The decree calls for hundreds of changes to the department over the next five years, and while plenty of questions remain, citizens remain hopeful it reduces inappropriate police behavior.
New mandates include officers being banned from using a Taser on someone who is running away—specifically, they cannot use it on someone fleeing “without any other basis for reasonable articulable suspicion or probable cause”—and officers being required to report any incident in which they pull a gun.
Plans to create the decree began after police body-camera video was released in 2015 of teenager Laquan McDonald being shot and killed by officer Jason Van Dyke a year earlier.
Supporters hope the decree holds CPD officers more accountable. Detractors worry it could make officers less likely to pull their weapons if they know it will be documented, and that could make officers less safe.
They also voiced concerns about the annual $2.85-million budget for a team that will monitor police activity, but, as Dow pointed out, that’s small change compared to the $662 million the city has paid in settlements regarding police misconduct from 2004 to early 2016.
Taxpayers in Chicago have plenty to complain about, and they may now see some relief.
Officers consistently speak of the dangers they face every day—and they need to be heard. Documenting every time they pull a weapon might make people feel safer if they are worried that officers are abusing their power; however, it could also document just how many dangerous situations officers confront every day.
The court order to move forward with the decree is 230 pages, with Mayor Rahm Emanuel and now-retired Illinois Attorney General Lisa Madigan working to put it together.
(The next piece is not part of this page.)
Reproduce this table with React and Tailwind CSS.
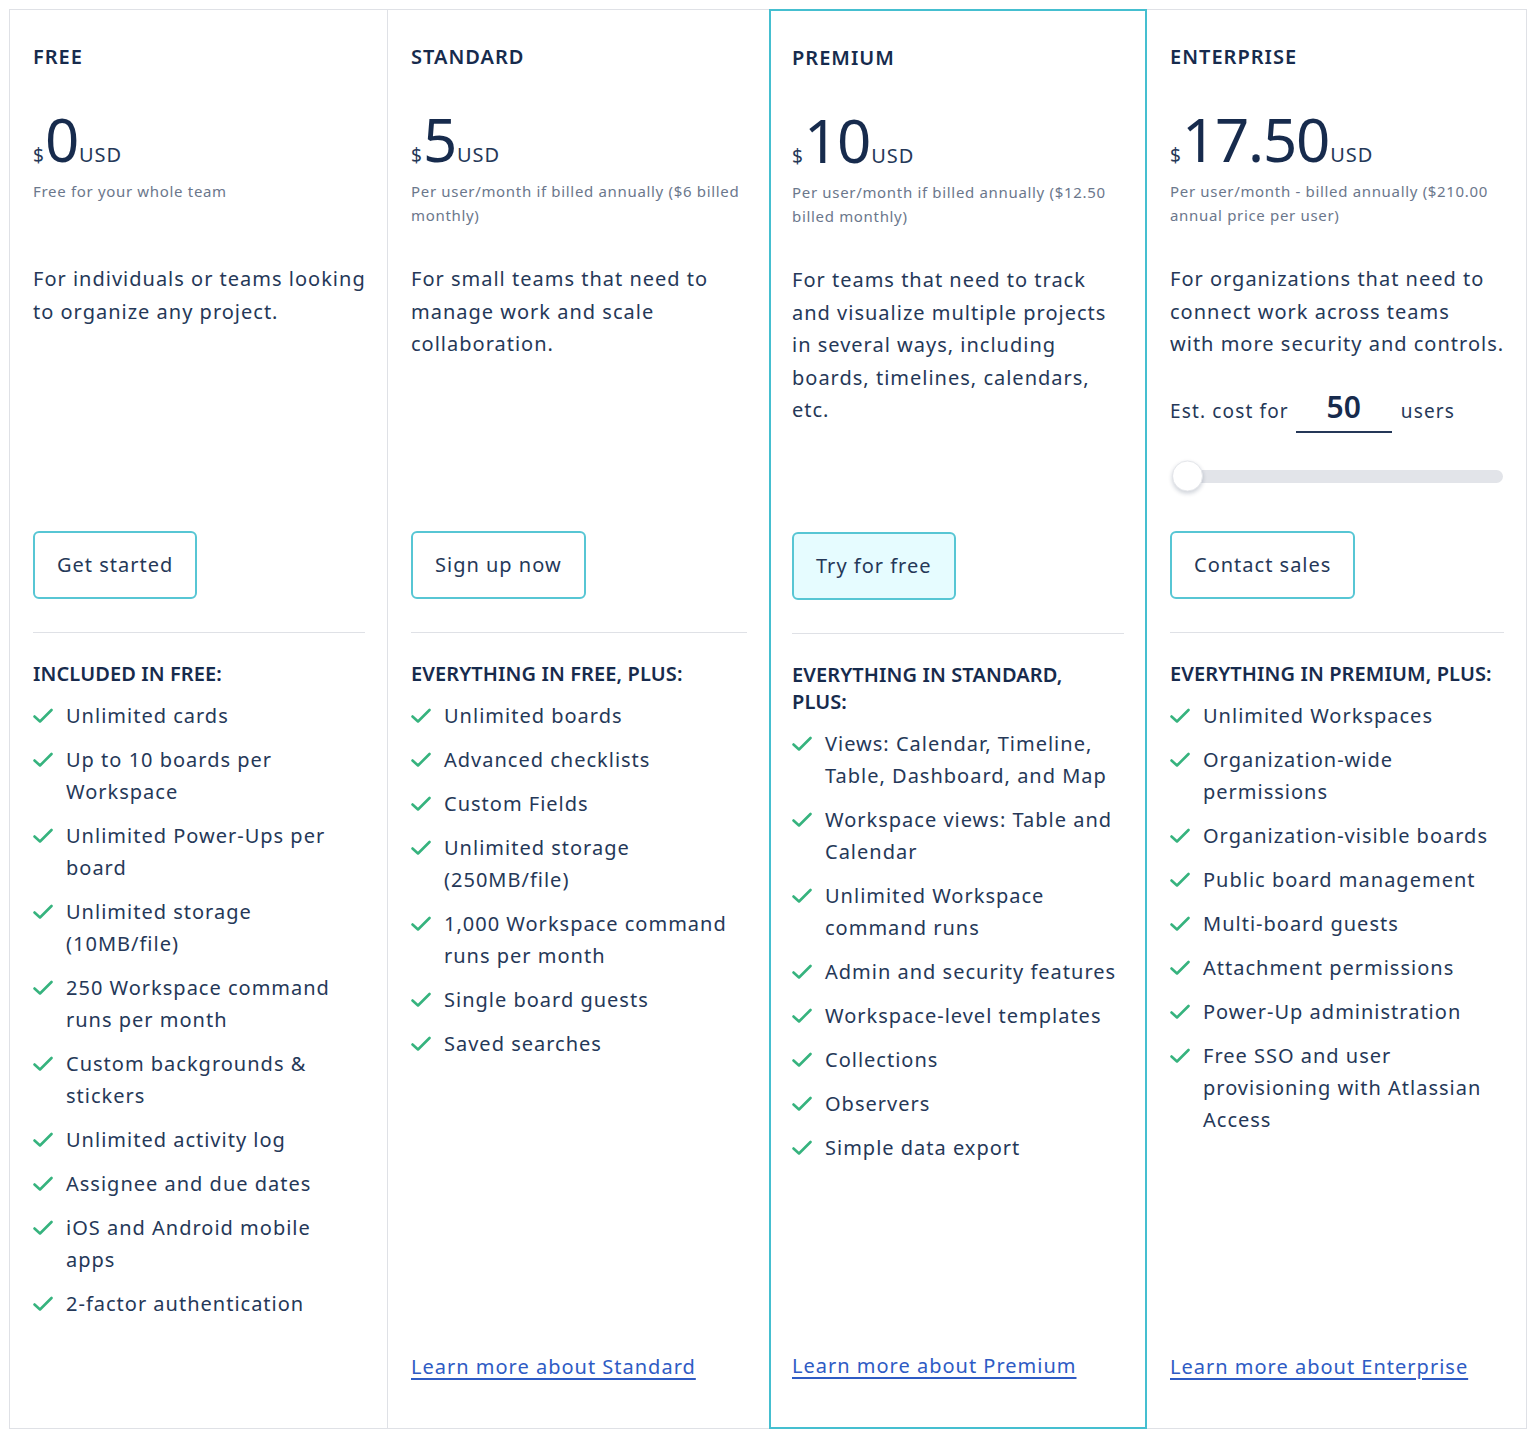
import React from 'react';

// Trello-style pricing table: four plan columns, Premium highlighted.

const PLANS = [
  {
    name: 'FREE',
    price: '0',
    note: ['Free for your whole team'],
    desc: ['For individuals or teams looking', 'to organize any project.'],
    cta: 'Get started',
    heading: ['INCLUDED IN FREE:'],
    features: [
      ['Unlimited cards'],
      ['Up to 10 boards per', 'Workspace'],
      ['Unlimited Power-Ups per', 'board'],
      ['Unlimited storage', '(10MB/file)'],
      ['250 Workspace command', 'runs per month'],
      ['Custom backgrounds &', 'stickers'],
      ['Unlimited activity log'],
      ['Assignee and due dates'],
      ['iOS and Android mobile', 'apps'],
      ['2-factor authentication'],
    ],
  },
  {
    name: 'STANDARD',
    price: '5',
    note: ['Per user/month if billed annually ($6 billed', 'monthly)'],
    desc: ['For small teams that need to', 'manage work and scale', 'collaboration.'],
    cta: 'Sign up now',
    heading: ['EVERYTHING IN FREE, PLUS:'],
    features: [
      ['Unlimited boards'],
      ['Advanced checklists'],
      ['Custom Fields'],
      ['Unlimited storage', '(250MB/file)'],
      ['1,000 Workspace command', 'runs per month'],
      ['Single board guests'],
      ['Saved searches'],
    ],
    link: 'Learn more about Standard',
  },
  {
    name: 'PREMIUM',
    price: '10',
    featured: true,
    note: ['Per user/month if billed annually ($12.50', 'billed monthly)'],
    desc: ['For teams that need to track', 'and visualize multiple projects', 'in several ways, including', 'boards, timelines, calendars,', 'etc.'],
    cta: 'Try for free',
    heading: ['EVERYTHING IN STANDARD,', 'PLUS:'],
    features: [
      ['Views: Calendar, Timeline,', 'Table, Dashboard, and Map'],
      ['Workspace views: Table and', 'Calendar'],
      ['Unlimited Workspace', 'command runs'],
      ['Admin and security features'],
      ['Workspace-level templates'],
      ['Collections'],
      ['Observers'],
      ['Simple data export'],
    ],
    link: 'Learn more about Premium',
  },
  {
    name: 'ENTERPRISE',
    price: '17.50',
    estimate: true,
    note: ['Per user/month - billed annually ($210.00', 'annual price per user)'],
    desc: ['For organizations that need to', 'connect work across teams', 'with more security and controls.'],
    cta: 'Contact sales',
    heading: ['EVERYTHING IN PREMIUM, PLUS:'],
    features: [
      ['Unlimited Workspaces'],
      ['Organization-wide', 'permissions'],
      ['Organization-visible boards'],
      ['Public board management'],
      ['Multi-board guests'],
      ['Attachment permissions'],
      ['Power-Up administration'],
      ['Free SSO and user', 'provisioning with Atlassian', 'Access'],
    ],
    link: 'Learn more about Enterprise',
  },
];

const Lines = ({ lines }) =>
  lines.map((l, i) => (
    <React.Fragment key={i}>
      {i > 0 && <br />}
      {l}
    </React.Fragment>
  ));

function Check() {
  return (
    <svg width="20" height="32" viewBox="0 0 20 32" className="shrink-0" aria-hidden="true">
      <path d="M1.5 16.5 L7 21.5 L18.5 10" fill="none" stroke="#36b37e" strokeWidth="2.6" strokeLinecap="round" strokeLinejoin="round" />
    </svg>
  );
}

function Estimate() {
  return (
    <div className="mt-[28px]">
      <div className="flex items-end text-[19px] tracking-[0.06em] text-[#253858]">
        <span className="pb-[10px] leading-[24px]">Est. cost for</span>
        <span className="ml-[7px] w-[96px] border-b-2 border-[#253858] pb-[6px] text-center text-[30px] font-semibold leading-[36px] tracking-normal text-[#172b4d]">50</span>
        <span className="ml-[9px] pb-[10px] leading-[24px]">users</span>
      </div>
      <div className="relative ml-[2px] mt-[37px] h-[13px] w-[331px] rounded-full bg-[#e2e4e9]">
        <span className="absolute left-0 top-1/2 h-[31px] w-[31px] -translate-y-1/2 rounded-full border border-[#e4e6ea] bg-white shadow-[0_2px_4px_rgba(9,30,66,0.2)]" />
      </div>
    </div>
  );
}

function PlanColumn({ plan, className }) {
  return (
    <div className={`flex flex-col whitespace-nowrap pt-[33px] pb-[45px] ${className}`}>
      <div className="h-[488px]">
        <div className="text-[20px] font-semibold leading-[28px] tracking-[0.05em] text-[#172b4d]">{plan.name}</div>
        <div className="mt-[38px] flex h-[60px] items-baseline text-[#172b4d]">
          <span className="text-[19px] leading-none text-[#253858]">$</span>
          <span className="ml-[1px] text-[60px] leading-[60px] tracking-[-0.02em]">{plan.price}</span>
          <span className="ml-[1px] text-[20px] leading-none tracking-[0.05em] text-[#253858]">USD</span>
        </div>
        <div className="mt-[10px] h-[48px] text-[15px] leading-[24px] tracking-[0.045em] text-[#6b778c]">
          <Lines lines={plan.note} />
        </div>
        <div className="mt-[36px] text-[20px] leading-[32.5px] tracking-[0.05em] text-[#253858]">
          <Lines lines={plan.desc} />
        </div>
        {plan.estimate && <Estimate />}
      </div>

      <button
        className={`self-start rounded-[6px] border-2 border-[#57c6d4] px-[22px] h-[68px] text-[20px] tracking-[0.05em] text-[#253858] ${
          plan.featured ? 'bg-[#e6fcff]' : 'bg-white'
        }`}
      >
        {plan.cta}
      </button>

      <div className="mt-[33px] border-t border-[#dfe1e6]" />

      <div className="mt-[27px] text-[20px] font-semibold leading-[27px] tracking-[0.005em] text-[#172b4d]">
        <Lines lines={plan.heading} />
      </div>

      <ul className="mt-[13px] flex flex-col gap-[12px]">
        {plan.features.map((f, i) => (
          <li key={i} className="flex gap-[13px] text-[20px] leading-[32px] tracking-[0.05em] text-[#253858]">
            <Check />
            <span>
              <Lines lines={f} />
            </span>
          </li>
        ))}
      </ul>

      {plan.link && (
        <a href="#" className="mt-auto self-start text-[20px] leading-[32px] tracking-[0.05em] text-[#2e5bc4] underline decoration-[1.5px] underline-offset-[4px]">
          {plan.link}
        </a>
      )}
    </div>
  );
}

export default function App() {
  return (
    <div className="min-h-screen bg-white pl-[9px] pt-[9px]" style={{ fontFamily: '"Noto Sans", Arial, sans-serif' }}>
      <div className="grid min-h-[1420px] w-[1518px] grid-cols-[379px_381px_378px_380px]">
        <PlanColumn plan={PLANS[0]} className="border border-[#dfe1e6] pl-[23px] pr-[22px]" />
        <PlanColumn plan={PLANS[1]} className="border-y border-[#dfe1e6] pl-[23px] pr-[22px]" />
        <PlanColumn plan={PLANS[2]} className="border-2 border-[#45bfd0] pl-[21px] pr-[21px]" />
        <PlanColumn plan={PLANS[3]} className="border-y border-r border-[#dfe1e6] pl-[23px] pr-[22px]" />
      </div>
    </div>
  );
}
Dow realized changes might not come immediately, but he was hopeful in his announcing his ruling.
“It took a long time to get to this place, and it may take a long time to get out of it,” Dow said. “With that said, there are good reasons to think that the conditions and incentives may be in place to start making progress right away.”
“Let us begin,” he added.
Chicagoans should take that approach; let’s give it a chance.